Demonstrations are expected in Las Terrenas (in the Samaná Peninsula in the north of the country) over electricity prices and distribution. Demonstrations are scheduled for 3 December and every subsequent Wednesday, but protests could occur anytime. Previous demonstrations on the same issue have resulted in deaths. Avoid all large gatherings as they could turn violent without notice. Take care and monitor local news reports.
Cases of Chikungunya virus have been confirmed in the Dominican Republic and the number of reported cases in the region is increasing. You should take steps to avoid being bitten by mosquitoes. For more details about this outbreak, see the website of the National Health Network and Centre.
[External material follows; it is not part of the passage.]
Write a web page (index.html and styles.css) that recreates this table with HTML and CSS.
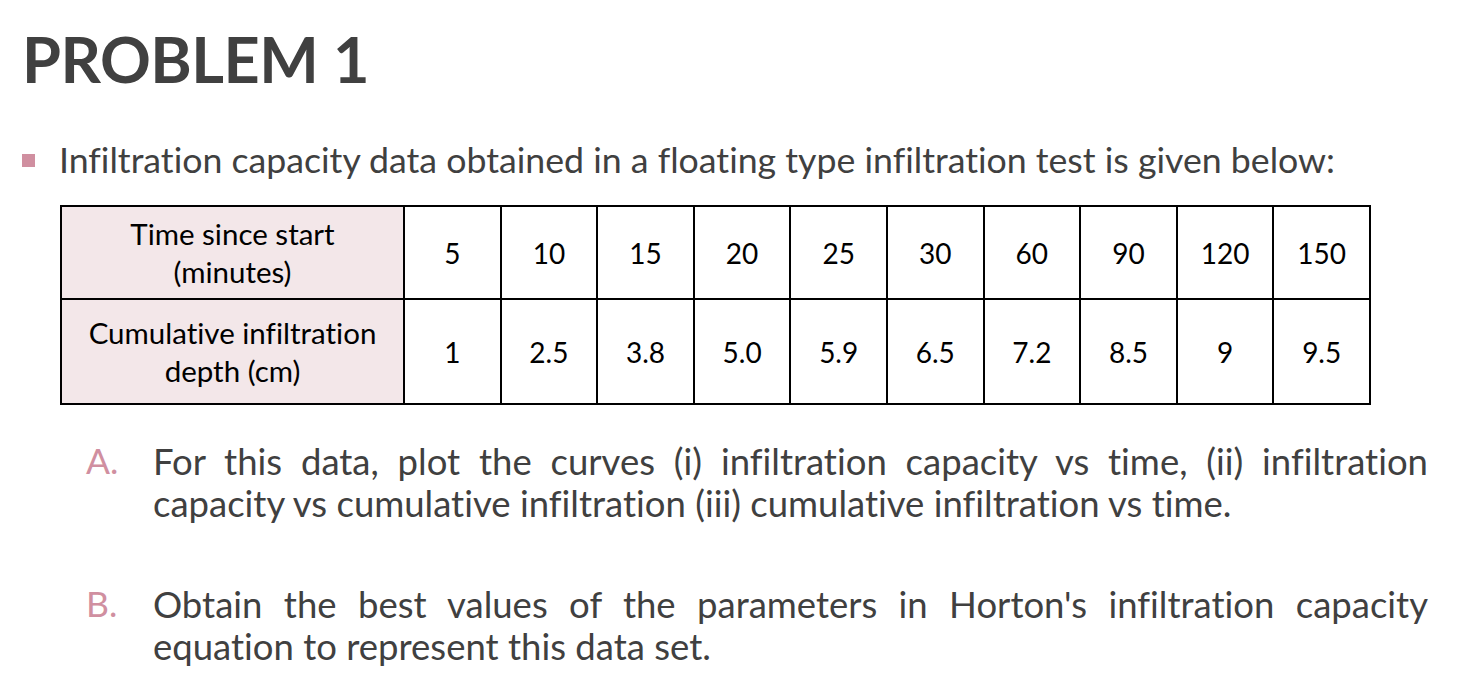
FILE: index.html
```html
<!DOCTYPE html>
<html lang="en">
<head>
    <meta charset="UTF-8">
    <title>Problem 1</title>
    <link rel="stylesheet" href="styles.css">
</head>
<body>
    <div class="slide">
        <h1>PROBLEM 1</h1>

        <div class="bullet">
            <span class="square"></span>
            <p>Infiltration capacity data obtained in a floating type infiltration test is given below:</p>
        </div>

        <table class="data">
            <tr>
                <th>Time since start<br>(minutes)</th>
                <td>5</td><td>10</td><td>15</td><td>20</td><td>25</td>
                <td>30</td><td>60</td><td>90</td><td>120</td><td>150</td>
            </tr>
            <tr class="tall">
                <th>Cumulative infiltration<br>depth (cm)</th>
                <td>1</td><td>2.5</td><td>3.8</td><td>5.0</td><td>5.9</td>
                <td>6.5</td><td>7.2</td><td>8.5</td><td>9</td><td>9.5</td>
            </tr>
        </table>

        <ol class="tasks">
            <li>
                <span class="mark">A.</span>
                <p>For this data, plot the curves (i) infiltration capacity vs time, (ii) infiltration capacity vs cumulative infiltration (iii) cumulative infiltration vs time.</p>
            </li>
            <li>
                <span class="mark">B.</span>
                <p>Obtain the best values of the parameters in Horton's infiltration capacity equation to represent this data set.</p>
            </li>
        </ol>
    </div>
</body>
</html>
```

FILE: styles.css
```css
* {
    box-sizing: border-box;
}

body {
    margin: 0;
    background-color: #fff;
    color: #404040;
    font-family: 'Lato', sans-serif;
    font-variant-ligatures: none;
}

.slide {
    width: 1458px;
    height: 700px;
    padding: 22px 0 0 22px;
    overflow: hidden;
}

h1 {
    margin: 0;
    font-size: 63px;
    font-weight: bold;
    line-height: 74px;
    letter-spacing: -0.5px;
}

.bullet {
    display: flex;
    align-items: center;
    gap: 24px;
    margin-top: 42px;
}

.square {
    width: 13px;
    height: 13px;
    flex: 0 0 13px;
    background-color: #d08fa0;
}

.bullet p {
    margin: 0;
    font-size: 35.7px;
    line-height: 44px;
}

.data {
    border-collapse: collapse;
    margin: 23px 0 0 38px;
    width: 1311px;
    color: #000;
    font-size: 28px;
    table-layout: fixed;
}

.data th,
.data td {
    border: 2px solid #000;
    text-align: center;
    font-weight: normal;
    line-height: 38px;
    padding: 0;
    height: 93px;
}

.data th {
    width: 343px;
    font-size: 29.5px;
    background-color: #f3e7e9;
}

.data .tall th,
.data .tall td {
    height: 105px;
}

.tasks {
    list-style: none;
    margin: 35px 0 0 64px;
    padding: 0;
    width: 1342px;
}

.tasks li {
    display: flex;
    margin-bottom: 59px;
}

.mark {
    flex: 0 0 67px;
    color: #d08fa0;
    font-size: 35.5px;
    line-height: 42px;
}

.tasks p {
    margin: 0;
    flex: 1;
    font-size: 36.5px;
    line-height: 42px;
    text-align: justify;
}
```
The hurricane season in the Dominican Republic runs from June to November. You should monitor weather updates and track the progress of approaching storms. See Hurricanes.
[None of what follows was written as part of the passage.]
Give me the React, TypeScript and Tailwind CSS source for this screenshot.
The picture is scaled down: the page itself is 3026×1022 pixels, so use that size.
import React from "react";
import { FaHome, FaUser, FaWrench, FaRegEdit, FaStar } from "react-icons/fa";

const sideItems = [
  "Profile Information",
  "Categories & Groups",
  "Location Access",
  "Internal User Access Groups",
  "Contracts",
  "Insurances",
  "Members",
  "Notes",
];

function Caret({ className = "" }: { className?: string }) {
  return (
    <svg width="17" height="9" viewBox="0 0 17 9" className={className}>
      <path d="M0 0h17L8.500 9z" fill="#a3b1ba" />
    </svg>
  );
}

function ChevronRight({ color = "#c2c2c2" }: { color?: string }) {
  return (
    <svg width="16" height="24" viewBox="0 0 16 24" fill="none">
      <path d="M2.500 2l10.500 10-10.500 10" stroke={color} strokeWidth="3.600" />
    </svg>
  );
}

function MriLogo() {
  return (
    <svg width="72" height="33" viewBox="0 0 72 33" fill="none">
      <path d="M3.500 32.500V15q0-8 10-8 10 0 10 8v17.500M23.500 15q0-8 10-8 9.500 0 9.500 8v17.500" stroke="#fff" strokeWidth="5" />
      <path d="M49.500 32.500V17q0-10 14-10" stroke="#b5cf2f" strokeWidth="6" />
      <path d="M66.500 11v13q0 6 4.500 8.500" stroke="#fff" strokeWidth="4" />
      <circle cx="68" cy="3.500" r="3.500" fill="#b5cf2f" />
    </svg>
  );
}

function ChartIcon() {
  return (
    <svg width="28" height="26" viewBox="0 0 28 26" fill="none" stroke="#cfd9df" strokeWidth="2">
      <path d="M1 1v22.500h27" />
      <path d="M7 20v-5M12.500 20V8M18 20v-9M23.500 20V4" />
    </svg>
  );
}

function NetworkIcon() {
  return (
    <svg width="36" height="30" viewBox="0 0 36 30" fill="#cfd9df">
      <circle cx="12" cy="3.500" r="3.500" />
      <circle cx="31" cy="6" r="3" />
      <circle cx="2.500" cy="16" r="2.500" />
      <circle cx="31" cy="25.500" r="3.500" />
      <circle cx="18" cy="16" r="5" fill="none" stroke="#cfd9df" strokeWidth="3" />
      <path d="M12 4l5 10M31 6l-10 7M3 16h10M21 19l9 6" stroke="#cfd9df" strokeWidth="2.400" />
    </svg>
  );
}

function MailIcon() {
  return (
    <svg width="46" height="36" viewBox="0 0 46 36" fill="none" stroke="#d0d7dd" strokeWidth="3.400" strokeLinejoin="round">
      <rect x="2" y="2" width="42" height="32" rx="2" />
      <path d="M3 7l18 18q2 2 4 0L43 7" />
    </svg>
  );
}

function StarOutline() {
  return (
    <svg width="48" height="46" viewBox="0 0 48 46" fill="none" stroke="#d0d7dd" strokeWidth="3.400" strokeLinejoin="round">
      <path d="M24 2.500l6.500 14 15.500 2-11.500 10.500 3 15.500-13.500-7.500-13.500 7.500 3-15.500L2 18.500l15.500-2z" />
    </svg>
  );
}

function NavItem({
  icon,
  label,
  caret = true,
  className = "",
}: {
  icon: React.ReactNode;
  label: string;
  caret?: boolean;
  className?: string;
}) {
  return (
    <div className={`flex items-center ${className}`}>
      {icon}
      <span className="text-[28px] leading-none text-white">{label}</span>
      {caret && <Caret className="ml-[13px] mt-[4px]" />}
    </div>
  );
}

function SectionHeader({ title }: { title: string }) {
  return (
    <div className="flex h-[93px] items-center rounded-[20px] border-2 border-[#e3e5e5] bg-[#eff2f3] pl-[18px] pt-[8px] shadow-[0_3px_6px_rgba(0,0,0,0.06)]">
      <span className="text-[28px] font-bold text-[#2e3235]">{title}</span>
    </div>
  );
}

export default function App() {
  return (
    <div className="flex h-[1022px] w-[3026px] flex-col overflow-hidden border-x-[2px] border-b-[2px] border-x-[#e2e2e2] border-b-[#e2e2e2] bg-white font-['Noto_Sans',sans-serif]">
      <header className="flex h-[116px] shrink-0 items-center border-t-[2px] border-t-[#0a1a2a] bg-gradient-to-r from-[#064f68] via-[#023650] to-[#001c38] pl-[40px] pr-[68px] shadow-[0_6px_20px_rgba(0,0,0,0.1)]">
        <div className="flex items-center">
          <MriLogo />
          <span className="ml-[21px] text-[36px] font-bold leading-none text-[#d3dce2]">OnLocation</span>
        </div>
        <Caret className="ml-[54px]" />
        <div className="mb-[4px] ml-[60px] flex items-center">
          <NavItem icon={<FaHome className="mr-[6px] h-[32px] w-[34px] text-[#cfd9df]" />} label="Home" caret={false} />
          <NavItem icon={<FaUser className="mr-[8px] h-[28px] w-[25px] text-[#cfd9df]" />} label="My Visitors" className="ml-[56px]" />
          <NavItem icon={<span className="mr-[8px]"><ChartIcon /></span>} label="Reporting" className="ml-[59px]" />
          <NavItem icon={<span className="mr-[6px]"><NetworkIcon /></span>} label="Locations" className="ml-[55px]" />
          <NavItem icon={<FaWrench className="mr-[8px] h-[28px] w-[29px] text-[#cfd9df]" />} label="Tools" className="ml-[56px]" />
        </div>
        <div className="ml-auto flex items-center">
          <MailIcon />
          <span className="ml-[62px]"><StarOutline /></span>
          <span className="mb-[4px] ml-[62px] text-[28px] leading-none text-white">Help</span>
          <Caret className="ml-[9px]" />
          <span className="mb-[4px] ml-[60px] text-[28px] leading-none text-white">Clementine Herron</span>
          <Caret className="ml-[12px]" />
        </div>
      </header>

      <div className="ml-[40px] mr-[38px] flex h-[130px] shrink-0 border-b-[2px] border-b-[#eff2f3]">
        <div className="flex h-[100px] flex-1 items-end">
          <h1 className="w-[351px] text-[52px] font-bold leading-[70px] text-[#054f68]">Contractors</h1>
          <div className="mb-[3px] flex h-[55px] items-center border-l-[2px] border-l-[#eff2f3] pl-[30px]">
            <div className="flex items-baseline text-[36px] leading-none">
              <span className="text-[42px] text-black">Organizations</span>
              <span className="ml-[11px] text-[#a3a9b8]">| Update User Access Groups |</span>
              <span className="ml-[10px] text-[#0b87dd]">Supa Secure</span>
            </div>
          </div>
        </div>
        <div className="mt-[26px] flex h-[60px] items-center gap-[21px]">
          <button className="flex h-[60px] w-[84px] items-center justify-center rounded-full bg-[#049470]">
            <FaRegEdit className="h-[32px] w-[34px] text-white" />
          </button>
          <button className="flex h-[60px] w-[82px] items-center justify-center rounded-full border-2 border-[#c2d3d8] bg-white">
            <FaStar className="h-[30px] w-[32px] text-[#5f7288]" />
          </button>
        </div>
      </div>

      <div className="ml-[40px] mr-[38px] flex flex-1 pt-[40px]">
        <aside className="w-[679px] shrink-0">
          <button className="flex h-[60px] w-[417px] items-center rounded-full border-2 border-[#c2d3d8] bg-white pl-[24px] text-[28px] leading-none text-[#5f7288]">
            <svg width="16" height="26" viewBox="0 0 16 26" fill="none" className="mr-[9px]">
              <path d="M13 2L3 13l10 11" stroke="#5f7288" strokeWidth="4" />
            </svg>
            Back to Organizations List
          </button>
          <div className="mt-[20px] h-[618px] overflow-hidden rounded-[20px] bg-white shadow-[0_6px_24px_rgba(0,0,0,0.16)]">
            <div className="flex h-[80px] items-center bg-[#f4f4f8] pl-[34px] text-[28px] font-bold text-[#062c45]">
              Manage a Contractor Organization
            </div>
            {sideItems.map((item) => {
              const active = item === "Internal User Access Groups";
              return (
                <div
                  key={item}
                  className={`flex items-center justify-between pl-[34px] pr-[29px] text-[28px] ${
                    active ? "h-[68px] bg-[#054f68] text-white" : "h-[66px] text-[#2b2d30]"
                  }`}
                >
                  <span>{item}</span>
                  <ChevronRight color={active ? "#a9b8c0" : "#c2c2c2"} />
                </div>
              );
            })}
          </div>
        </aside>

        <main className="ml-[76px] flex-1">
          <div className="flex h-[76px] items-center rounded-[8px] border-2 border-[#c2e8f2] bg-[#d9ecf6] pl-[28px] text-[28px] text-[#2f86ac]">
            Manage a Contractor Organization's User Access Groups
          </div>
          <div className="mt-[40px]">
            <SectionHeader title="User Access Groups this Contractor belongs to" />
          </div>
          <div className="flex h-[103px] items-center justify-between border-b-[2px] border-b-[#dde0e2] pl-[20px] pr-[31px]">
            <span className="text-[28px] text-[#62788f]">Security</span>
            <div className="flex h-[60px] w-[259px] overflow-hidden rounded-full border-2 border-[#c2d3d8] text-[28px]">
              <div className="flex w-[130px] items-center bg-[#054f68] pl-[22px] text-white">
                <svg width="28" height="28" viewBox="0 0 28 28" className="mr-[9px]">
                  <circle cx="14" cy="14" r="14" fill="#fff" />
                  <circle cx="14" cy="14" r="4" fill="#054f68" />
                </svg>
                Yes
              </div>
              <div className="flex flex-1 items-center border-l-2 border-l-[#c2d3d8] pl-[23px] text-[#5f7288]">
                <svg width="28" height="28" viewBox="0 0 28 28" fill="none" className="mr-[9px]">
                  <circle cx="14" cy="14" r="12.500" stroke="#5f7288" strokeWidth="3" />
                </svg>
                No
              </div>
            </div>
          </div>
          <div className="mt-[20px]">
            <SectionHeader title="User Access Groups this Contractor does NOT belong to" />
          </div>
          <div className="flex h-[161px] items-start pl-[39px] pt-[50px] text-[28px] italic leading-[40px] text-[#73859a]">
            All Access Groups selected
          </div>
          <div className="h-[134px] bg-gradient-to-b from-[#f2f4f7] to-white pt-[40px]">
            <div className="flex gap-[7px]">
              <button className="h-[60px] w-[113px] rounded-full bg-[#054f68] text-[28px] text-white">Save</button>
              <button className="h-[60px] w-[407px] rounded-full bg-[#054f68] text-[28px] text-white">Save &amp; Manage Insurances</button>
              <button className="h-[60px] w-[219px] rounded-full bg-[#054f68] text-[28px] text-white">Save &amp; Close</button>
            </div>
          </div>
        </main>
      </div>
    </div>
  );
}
108,300 British nationals visited the Dominican Republic in 2013. Most visits are trouble-free, but there are incidents of crime and violence. See Crime.
Don’t become involved with illegal drugs of any kind. There are severe penalties for all drug offences. A number of British nationals are serving prison sentences for attempting to traffic drugs. See Local laws and customs.
Credit card cloning and fraud are common. It’s generally safer to use cash. See Money.
There is a low threat from terrorism in Dominican Republic. See Terrorism
The Overseas Business Risk service offers information and advice for British companies operating overseas on how to manage political, economic, and business security-related risks.
Take out comprehensive travel and medical insurance before you travel.